M. Parlons un peu de ton univers. Dans tes 3 premiers clips, le symbole de l’œil apparaît de manière récurrente. Comment est-ce venu ?
A. : L’idée est arrivée avec Je veux tes yeux. Ce que je dis, ce n’est pas seulement que tu veux la personne, mais tu veux qu’elle te regarde. Le morceau raconte une histoire d’amour à travers un écran de téléphone, c’est un jeu avec lequel on a beaucoup travaillé avec Charlotte (Abramow, la réalisatrice du clip, ndlr). Pour La Thune, le réalisateur Aube Perrie a repris ces codes là à travers la mise en scène et les coques de portable.

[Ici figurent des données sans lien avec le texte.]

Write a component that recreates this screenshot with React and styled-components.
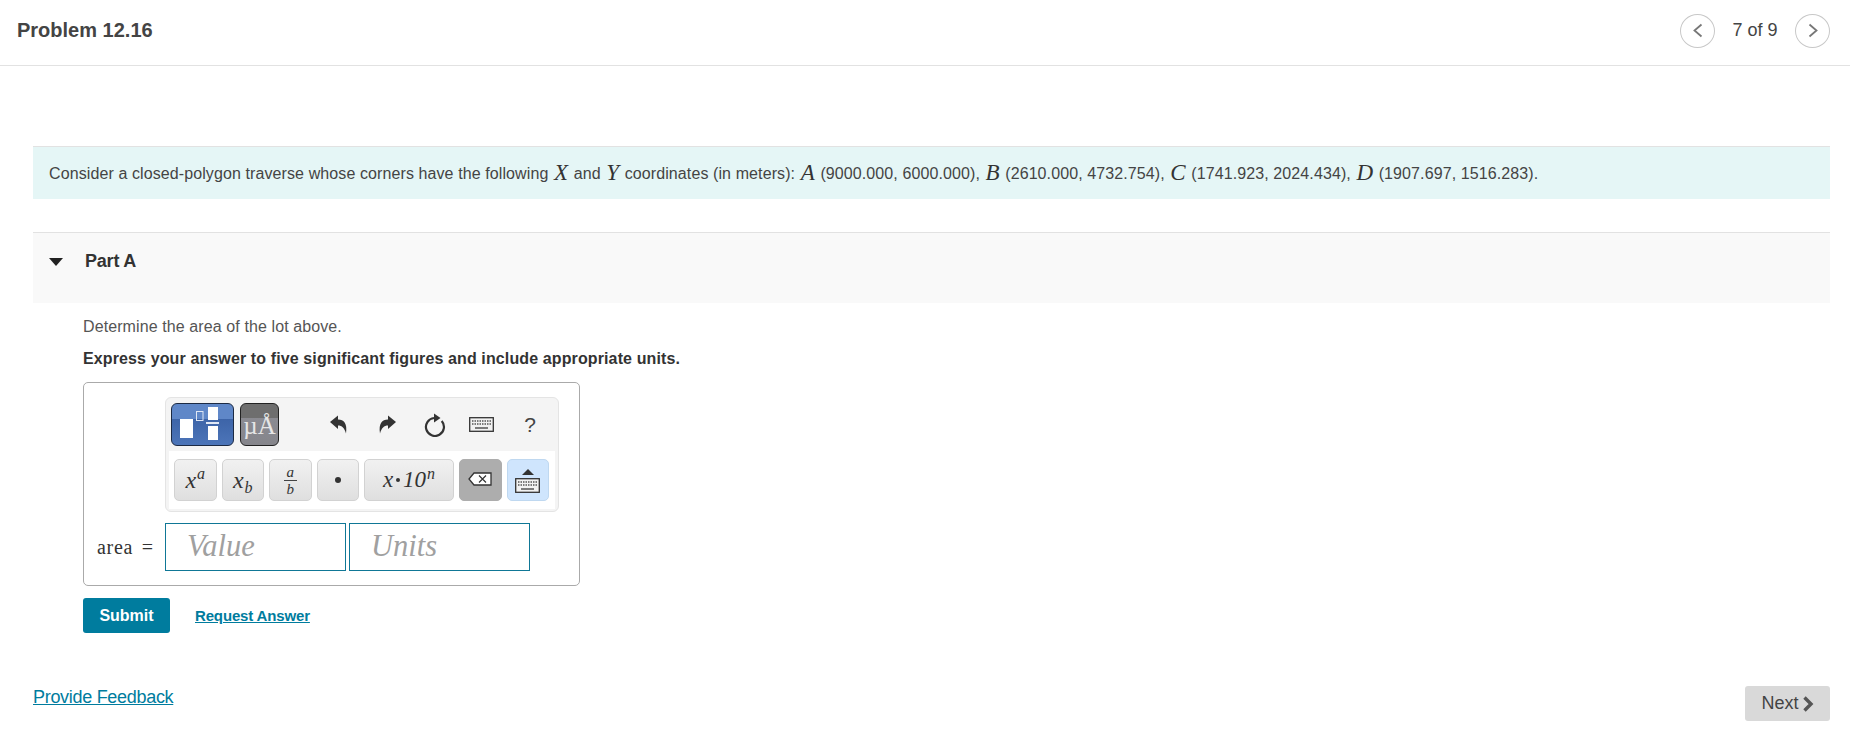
import React from 'react';
import styled, { createGlobalStyle } from 'styled-components';

const GlobalStyle = createGlobalStyle`
  html, body {
    margin: 0;
    padding: 0;
    background: #fff;
    font-family: "Liberation Sans", Arial, sans-serif;
    color: #333;
  }
  * {
    box-sizing: border-box;
  }
`;

const App = () => {
  return (
    <Page>
      <GlobalStyle />
      <Header>
        <Title>Problem 12.16</Title>
        <Pager>
          <RoundButton>
            <svg width="14" height="16" viewBox="0 0 14 16">
              <path d="M10.5 1.500 L3.500 7.500 L10.500 13.500" fill="none" stroke="#777" strokeWidth="1.800" />
            </svg>
          </RoundButton>
          <PagerText>7 of 9</PagerText>
          <RoundButton>
            <svg width="14" height="16" viewBox="0 0 14 16">
              <path d="M3.500 1.500 L10.500 7.500 L3.500 13.500" fill="none" stroke="#777" strokeWidth="1.800" />
            </svg>
          </RoundButton>
        </Pager>
      </Header>

      <Main>
        <Intro>
          Consider a closed-polygon traverse whose corners have the following <MathVar>X</MathVar> and{' '}
          <MathVar>Y</MathVar> coordinates (in meters): <MathVar>A</MathVar> (9000.000, 6000.000),{' '}
          <MathVar>B</MathVar> (2610.000, 4732.754), <MathVar>C</MathVar> (1741.923, 2024.434),{' '}
          <MathVar>D</MathVar> (1907.697, 1516.283).
        </Intro>

        <PartHeader>
          <svg width="14" height="8" viewBox="0 0 14 8">
            <path d="M0 0 H14 L7 8 Z" fill="#222" />
          </svg>
          <PartTitle>Part A</PartTitle>
        </PartHeader>

        <PartBody>
          <Question>Determine the area of the lot above.</Question>
          <Instruction>Express your answer to five significant figures and include appropriate units.</Instruction>

          <AnswerBox>
            <Toolbar>
              <ToolRow>
                <TemplateButton>
                  <svg width="61" height="41" viewBox="0 0 61 41">
                    <rect x="8" y="15" width="13" height="19" fill="#fff" />
                    <rect x="24.500" y="7.500" width="6.500" height="9" fill="none" stroke="#dfe7f5" strokeWidth="1" />
                    <rect x="36" y="3" width="10" height="13" fill="#fff" />
                    <rect x="34" y="18" width="13" height="2" fill="#dfe7f5" />
                    <rect x="36" y="22" width="10" height="14" fill="#fff" />
                  </svg>
                </TemplateButton>
                <UnitsButton>µÅ</UnitsButton>
                <ActionGroup>
                  <ActionButton>
                    <svg width="20" height="22" viewBox="0 0 20 22">
                      <path d="M1 8 L9 1.500 V5.500 C15 5.500 18.500 9.500 17 19.500 C15.500 14 13 11.500 9 11.500 V15 Z" fill="#333" />
                    </svg>
                  </ActionButton>
                  <ActionButton>
                    <svg width="20" height="22" viewBox="0 0 20 22">
                      <path d="M19 8 L11 1.500 V5.500 C5 5.500 1.500 9.500 3 19.500 C4.500 14 7 11.500 11 11.500 V15 Z" fill="#333" />
                    </svg>
                  </ActionButton>
                  <ActionButton>
                    <svg width="22" height="24" viewBox="0 0 22 24">
                      <path d="M17.700 8 A9 9 0 1 1 10 5" fill="none" stroke="#333" strokeWidth="2.200" />
                      <path d="M10 0.500 L16.500 5 L10 9.500 Z" fill="#333" />
                    </svg>
                  </ActionButton>
                  <KeyboardAction>
                    <KeyboardIcon />
                  </KeyboardAction>
                  <HelpButton>?</HelpButton>
                </ActionGroup>
              </ToolRow>

              <KeyRow>
                <KeyButton>
                  <MathItalic $size={24}>x</MathItalic>
                  <Sup>a</Sup>
                </KeyButton>
                <KeyButton>
                  <MathItalic $size={24}>x</MathItalic>
                  <Sub>b</Sub>
                </KeyButton>
                <KeyButton>
                  <Fraction>
                    <span>a</span>
                    <span>b</span>
                  </Fraction>
                </KeyButton>
                <KeyButton>
                  <Dot />
                </KeyButton>
                <KeyButton $wide>
                  <MathItalic $size={23}>x</MathItalic>
                  <SmallDot />
                  <MathItalic $size={23}>10</MathItalic>
                  <Sup>n</Sup>
                </KeyButton>
                <BackspaceKey>
                  <svg width="24" height="14" viewBox="0 0 24 14">
                    <path d="M6 1 H23 V13 H6 L1 7 Z" fill="#fff" stroke="#333" strokeWidth="1.300" />
                    <path d="M11 3.500 L18 10.500 M18 3.500 L11 10.500" stroke="#333" strokeWidth="1.200" />
                  </svg>
                </BackspaceKey>
                <ToggleKey>
                  <svg width="12" height="6" viewBox="0 0 12 6">
                    <path d="M6 0 L12 6 H0 Z" fill="#333" />
                  </svg>
                  <KeyboardIcon />
                </ToggleKey>
              </KeyRow>
            </Toolbar>

            <AnswerRow>
              <AnswerLabel>area =</AnswerLabel>
              <AnswerInput placeholder="Value" readOnly />
              <AnswerInput placeholder="Units" readOnly />
            </AnswerRow>
          </AnswerBox>

          <Actions>
            <SubmitButton>Submit</SubmitButton>
            <RequestLink href="#">Request Answer</RequestLink>
          </Actions>
        </PartBody>

        <Footer>
          <FeedbackLink href="#">Provide Feedback</FeedbackLink>
          <NextButton>
            Next
            <svg width="12" height="16" viewBox="0 0 12 16">
              <path d="M2.500 1.500 L9 8 L2.500 14.500" fill="none" stroke="#555" strokeWidth="3.400" />
            </svg>
          </NextButton>
        </Footer>
      </Main>
    </Page>
  );
};

const KeyboardIcon = () => (
  <svg width="25" height="15" viewBox="0 0 25 15">
    <rect x="0.700" y="0.700" width="23.600" height="13.600" fill="#f2f2f2" stroke="#333" strokeWidth="1.300" />
    <path d="M3 4 H22" stroke="#555" strokeWidth="1.500" strokeDasharray="1.500 1" />
    <path d="M3 7 H22" stroke="#555" strokeWidth="1.500" strokeDasharray="1.500 1" />
    <path d="M6 11 H19" stroke="#555" strokeWidth="1.500" />
  </svg>
);

const Page = styled.div`
  width: 1850px;
  height: 736px;
  overflow: hidden;
`;
const Header = styled.header`
  height: 66px;
  display: flex;
  align-items: center;
  justify-content: space-between;
  padding: 0 20px 4px 17px;
  border-bottom: 1px solid #e2e2e2;
`;
const Title = styled.h1`
  margin: 0;
  font-size: 20px;
  font-weight: 700;
  color: #444;
`;
const Pager = styled.div`
  display: flex;
  align-items: center;
`;
const RoundButton = styled.button`
  width: 35px;
  height: 34px;
  padding: 0;
  display: flex;
  align-items: center;
  justify-content: center;
  background: #fff;
  border: 1px solid #c8c8c8;
  border-radius: 50%;
`;
const PagerText = styled.span`
  width: 80px;
  text-align: center;
  font-size: 18px;
  color: #444;
`;
const Main = styled.main`
  padding: 80px 20px 0 33px;
`;
const Intro = styled.p`
  margin: 0;
  height: 53px;
  padding: 0 16px;
  line-height: 52px;
  font-size: 16px;
  letter-spacing: 0.1px;
  color: #444;
  background: #e5f6f6;
  border-top: 1px solid #e2e2e2;
  white-space: nowrap;
`;
const MathVar = styled.i`
  margin: 0 1px;
  font-family: "Liberation Serif", "Times New Roman", serif;
  font-size: 23px;
  color: #333;
  vertical-align: -1px;
`;
const PartHeader = styled.div`
  margin-top: 33px;
  height: 71px;
  padding: 0 0 13px 16px;
  display: flex;
  align-items: center;
  gap: 22px;
  background: #f9f9f9;
  border-top: 1px solid #e2e2e2;
`;
const PartTitle = styled.h2`
  margin: 0;
  font-size: 18px;
  font-weight: 700;
  letter-spacing: -0.2px;
  color: #333;
`;
const PartBody = styled.section`
  padding: 16px 0 0 50px;
`;
const Question = styled.p`
  margin: 0;
  height: 16px;
  line-height: 16px;
  font-size: 16px;
  letter-spacing: 0.1px;
  color: #555;
`;
const Instruction = styled.p`
  margin: 16px 0 0;
  height: 16px;
  line-height: 16px;
  font-size: 16px;
  font-weight: 700;
  letter-spacing: 0.12px;
  color: #333;
`;
const AnswerBox = styled.div`
  margin-top: 15px;
  width: 497px;
  height: 204px;
  padding: 14px 0 0 81px;
  border: 1px solid #aaa;
  border-radius: 5px;
`;
const Toolbar = styled.div`
  width: 394px;
  height: 115px;
  padding: 0 3px 2px;
  background: #f4f4f4;
  border: 1px solid #e4e4e4;
  border-radius: 6px;
`;
const ToolRow = styled.div`
  height: 53px;
  padding: 5px 0 0 2px;
  display: flex;
  align-items: flex-start;
  gap: 6px;
`;
const TemplateButton = styled.div`
  width: 63px;
  height: 43px;
  display: flex;
  align-items: center;
  justify-content: center;
  border: 1px solid #1c2a44;
  border-radius: 6px;
  background: linear-gradient(#5f87c8 0, #5f87c8 36%, #3d64a8 36%, #4c75b9 100%);
`;
const UnitsButton = styled.div`
  width: 42px;
  height: 43px;
  padding-top: 5px;
  text-align: center;
  font-family: "Liberation Serif", serif;
  font-size: 25px;
  line-height: 34px;
  color: #e6e6e6;
  white-space: nowrap;
  border: 1px solid #222;
  border-radius: 6px;
  background: linear-gradient(#6e6e6e 0, #6e6e6e 33%, #8b8b92 33%, #85858b 100%);
`;
const ActionGroup = styled.div`
  margin-left: 30px;
  height: 43px;
  display: flex;
  align-items: center;
`;
const ActionButton = styled.div`
  width: 48px;
  display: flex;
  align-items: center;
  justify-content: center;
`;
const KeyboardAction = styled(ActionButton)`
  padding-right: 4px;
`;
const HelpButton = styled(ActionButton)`
  padding-right: 2px;
  font-size: 21px;
  color: #444;
`;
const KeyRow = styled.div`
  height: 58px;
  padding: 8px 0 0 5px;
  display: flex;
  gap: 5px;
  background: #fff;
`;
const KeyButton = styled.div`
  width: ${({ $wide }) => ($wide ? '90px' : '42.5px')};
  height: 42px;
  display: flex;
  align-items: center;
  justify-content: center;
  color: #333;
  border: 1px solid #d2d2d2;
  border-radius: 5px;
  background: linear-gradient(#f1f1f1, #dfdfdf);
`;
const BackspaceKey = styled(KeyButton)`
  background: #adadad;
  border-color: #adadad;
  padding-bottom: 3px;
`;
const ToggleKey = styled(KeyButton)`
  flex-direction: column;
  gap: 3px;
  background: #cfe5fd;
  border-color: #bfd8f0;
  padding-top: 2px;
`;
const MathItalic = styled.i`
  font-family: "Liberation Serif", serif;
  font-size: ${({ $size }) => $size}px;
`;
const Sup = styled.i`
  font-family: "Liberation Serif", serif;
  font-size: 16px;
  align-self: flex-start;
  margin: 5px 0 0 1px;
`;
const Sub = styled.i`
  font-family: "Liberation Serif", serif;
  font-size: 16px;
  align-self: flex-end;
  margin: 0 0 3px 1px;
`;
const Fraction = styled.i`
  display: flex;
  flex-direction: column;
  align-items: center;
  font-family: "Liberation Serif", serif;
  font-size: 15px;
  line-height: 16px;
  span:first-child {
    padding: 0 3px;
    border-bottom: 1px solid #444;
  }
`;
const Dot = styled.span`
  width: 6px;
  height: 6px;
  border-radius: 50%;
  background: #333;
`;
const SmallDot = styled.span`
  width: 4px;
  height: 4px;
  margin: 0 3px;
  border-radius: 50%;
  background: #333;
`;
const AnswerRow = styled.div`
  margin-top: 11px;
  margin-left: -70px;
  display: flex;
  align-items: center;
`;
const AnswerLabel = styled.span`
  width: 70px;
  padding-left: 2px;
  font-family: "Liberation Serif", serif;
  font-size: 20px;
  letter-spacing: 0.7px;
  word-spacing: 3px;
  white-space: nowrap;
  color: #333;
`;
const AnswerInput = styled.input`
  width: 181px;
  height: 48px;
  margin-right: 3px;
  padding: 0 21px 2px;
  font-family: "Liberation Serif", serif;
  font-style: italic;
  font-size: 30.5px;
  background: #fff;
  border: 1px solid #0f7796;
  outline: none;
  &::placeholder {
    color: #a0a0a0;
    opacity: 1;
  }
`;
const Actions = styled.div`
  margin-top: 12px;
  display: flex;
  align-items: center;
  gap: 25px;
`;
const SubmitButton = styled.button`
  width: 87px;
  height: 35px;
  padding: 0;
  font-family: inherit;
  font-size: 16px;
  font-weight: 700;
  color: #fff;
  background: #007c9e;
  border: none;
  border-radius: 3px;
`;
const RequestLink = styled.a`
  padding-bottom: 1px;
  font-size: 15px;
  font-weight: 700;
  letter-spacing: -0.15px;
  color: #007c9e;
`;
const Footer = styled.footer`
  margin-top: 53px;
  display: flex;
  align-items: center;
  justify-content: space-between;
`;
const FeedbackLink = styled.a`
  margin-bottom: 12px;
  font-size: 18px;
  letter-spacing: -0.3px;
  color: #007c9e;
`;
const NextButton = styled.button`
  width: 85px;
  height: 35px;
  padding: 0;
  display: flex;
  align-items: center;
  justify-content: center;
  gap: 3px;
  font-family: inherit;
  font-size: 18px;
  color: #444;
  background: #d9d9d9;
  border: none;
  border-radius: 3px;
`;

export default App;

M. Tu chantes que le « spleen n’est plus à la mode » en featuring avec Roméo Elvis. Tu peux nous en parler ?
A. : À l’époque des Romantiques, c’était très à la mode d’avoir le spleen. Les dandys pouvaient être mal habillés et pas frais, alors qu’aujourd’hui la mode est dirigée par des personnes comme les Kardashian : sur-maquillées, sur-refaites, sur-parfaites. On ajoute des filtres Snapchat qui nous rendent la peau parfaite, de grands yeux et des lèvres pulpeuses. Tout le monde sait que c’est faux, mais on l’accepte. On a l’air heureux, en bonne santé et bien dans notre peau, mais on peut ne pas l’être, et ce n’est pas très important.
M. C’est quoi ton ambition pour la suite, comment tu te projettes ?
A. : Je ne me projette pas du tout, je fais les choses au jour le jour. Ça me fait bizarre car quand je rencontrais les labels on me disait souvent : « Deuxième album, troisième album… » Je trouve ça horrible. Mes amis qui sont à l’université, on ne leur parle pas de leur Mémoire en première année. Parler du deuxième album, ça te met tout de suite dans un système de rentabilité, comme à l’usine. Je mets toute ma vie dans ce premier album, au point que ça pourrait être le seul. J’ai 22 ans, j’ai de la chance, qu’est-ce que je peux encore raconter ? Je ne sortirai un second album quand j’aurais d’autres choses à dire.